What Is a Radius Clause in a Commercial Lease?
Explore how a radius clause defines a tenant's geographic boundaries, balancing a landlord's need to protect their investment with a tenant's growth strategy.
Explore how a radius clause defines a tenant's geographic boundaries, balancing a landlord's need to protect their investment with a tenant's growth strategy.
A radius clause is a provision in a commercial lease that limits a tenant’s ability to operate a similar business within a defined geographic area. For instance, a coffee shop in a new shopping mall may be prohibited from opening another cafe within a three-mile radius. This restriction prevents the tenant from competing with itself, which protects the original location’s sales and the landlord’s investment in the property.
A radius clause first defines the restricted area, expressed as a specific distance like two or five miles. Leases specify whether this distance is measured “as the crow flies” (a straight line) or by actual driving distance, which can alter the zone’s boundaries. The starting point for this measurement is also defined, such as from the outside boundary of the shopping center.
The duration of the restriction is another component. The clause is effective for the entire lease term, but some landlords negotiate for it to extend for a period after the lease ends. This prevents a tenant from immediately opening a competing business nearby after moving out, preserving the location’s market position.
The scope of the restriction outlines the prohibited business activities. The language forbids the tenant or its affiliates from operating a “similar” or “competing” business. The definition of “similar” can be broad, and the restriction extends to entities controlled by the tenant to prevent workarounds through different ownership structures.
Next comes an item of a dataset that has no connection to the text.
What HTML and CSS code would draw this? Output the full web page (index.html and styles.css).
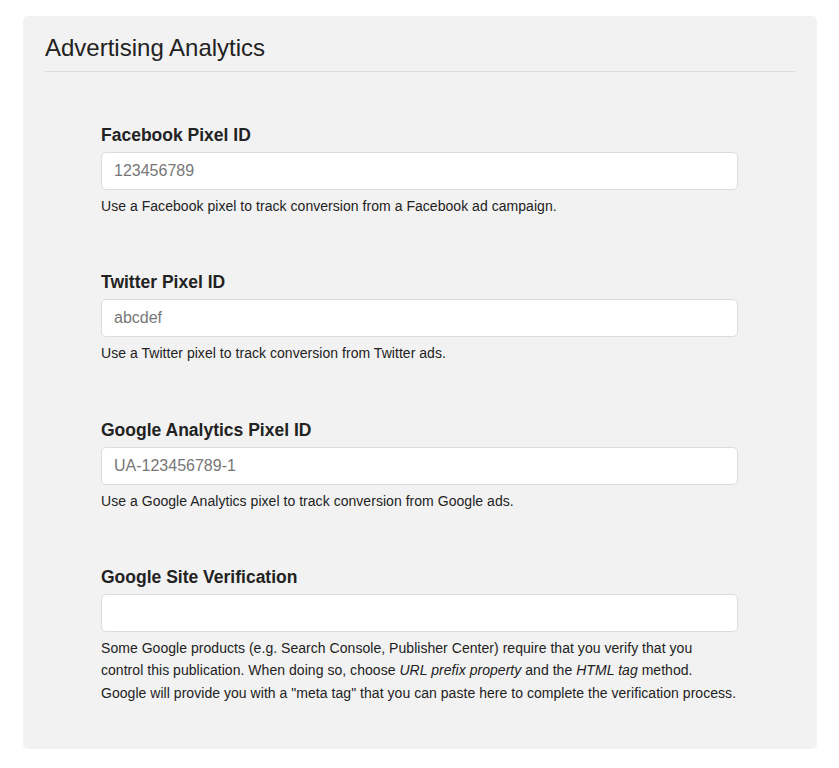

Landlords use radius clauses to protect their income from “percentage rent” agreements, where rent includes a percentage of the tenant’s gross sales. If a tenant opened a second location nearby, it could divert customers and sales from the original store. This dilution of sales would directly reduce the percentage rent the landlord collects from that property.
Landlords also use these clauses to maintain the synergy of a retail center. Shopping centers are curated with a mix of tenants to draw high foot traffic. If a popular store opened a competing branch nearby, it could weaken the draw of the original location, affecting the landlord and other tenants who rely on that traffic.
For a tenant, a radius clause can be a barrier to growth. A retailer might identify a profitable opportunity in a neighboring area that falls inside the restricted zone, but the clause would prevent them from expanding there. This is limiting for businesses that rely on a cluster of locations to build brand recognition and serve a wider customer base.
The rise of e-commerce has introduced new complexities. Many clauses were drafted before online sales and modern fulfillment models were common, creating ambiguity. It may be unclear if online sales fulfilled from a warehouse within the radius, or a “click-and-collect” service at another local business, violate the agreement.
If a tenant violates a radius clause, the landlord has legal remedies. A landlord can seek an injunction, which is a court order forcing the tenant to cease operations at the competing location.
A landlord can also sue for monetary damages based on the financial harm suffered, such as lost percentage rent. Some leases include a “liquidated damages” provision, which specifies a pre-determined amount the tenant must pay for the breach, avoiding the need to prove specific losses in court.
A breach of a radius clause can be treated as a default of the entire lease agreement. This gives the landlord the right to terminate the lease and evict the tenant from the original location.